Spiega Turrell che se ripercorriamo la storia dell’arte, se pensiamo a Caravaggio e Tiziano in Italia, a Velazquez e Goya in Spagna, a Constable in Inghilterra, ma soprattutto a Turner e a Rubens, a Rembrandt e a tutti gli Impressionisti, possiamo farci un’idea chiara di come la luce sia stata vista e rappresentata dagli artisti. Anche se a volte la sua presenza nell’opera è solo casuale, in ogni caso la luce è funzionale a quel potente contesto emozionale. Ecco spiegato lo stretto, inscindibile legame tra la storia dell’arte e la pittura della luce.

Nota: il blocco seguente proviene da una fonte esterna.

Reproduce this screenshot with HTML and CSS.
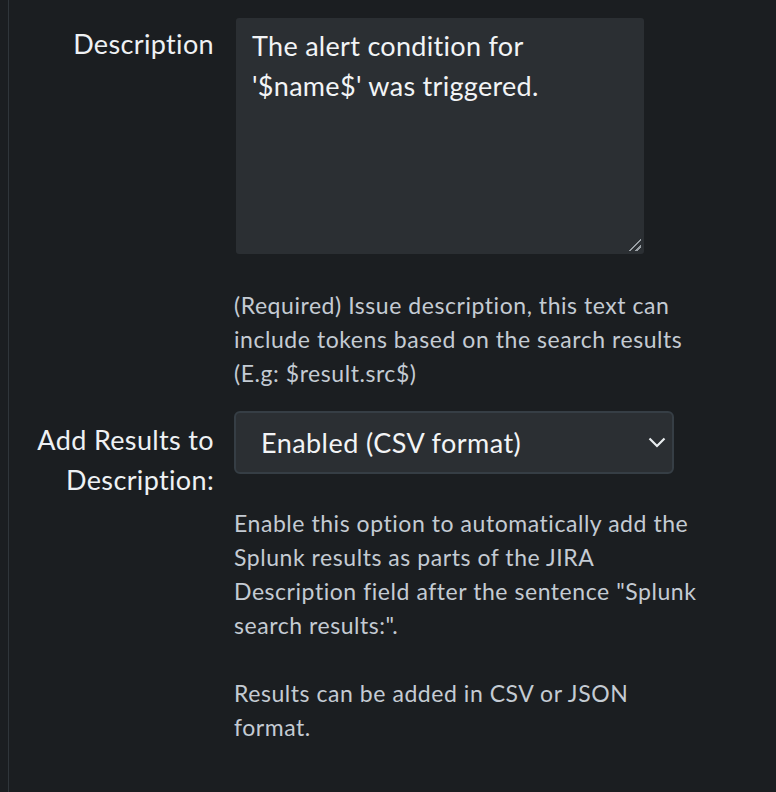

“Nel mio caso – racconta Turrell – volevo l’esperienza diretta della luce. Il corpo, infatti, ha un rapporto intenso con la luce, che è molto importante perché noi la assorbiamo attraverso la pelle sotto forma di vitamina D: materialmente la beviamo, è come se fosse un nutrimento. Ecco perché la mancanza di questa vitamina produce effetti drammatici, causando una forma di depressione frequente soprattutto nei Paesi nordici. Invece di prendere degli antidepressivi, basterebbe farsi una bella passeggiata al sole, che qui in Italia non mi sembra proprio scarseggi. […]

“La luce ha inoltre un forte impatto emotivo sulla mente, il che rende molto importanti le esperienze psicologiche indotte dall’illuminazione. Ecco perché nell’illuminazione architettonica, ad esempio, quando abbiamo solo luce uniforme senza alcuna modulazione la permanenza in un ambiente risulta tanto sgradevole. Bisognerebbe smetterla di trascurare questi aspetti, perché lo scopo non è soltanto ‘illuminare’ un dato spazio, non si tratta solo di progettare un edificio piazzando poi delle luci sul soffitto…. Al contrario, bisognerebbe pensare a come la luce riempie lo spazio, a come si fonde con esso, bisognerebbe stabilire un codice emozionale della luce”.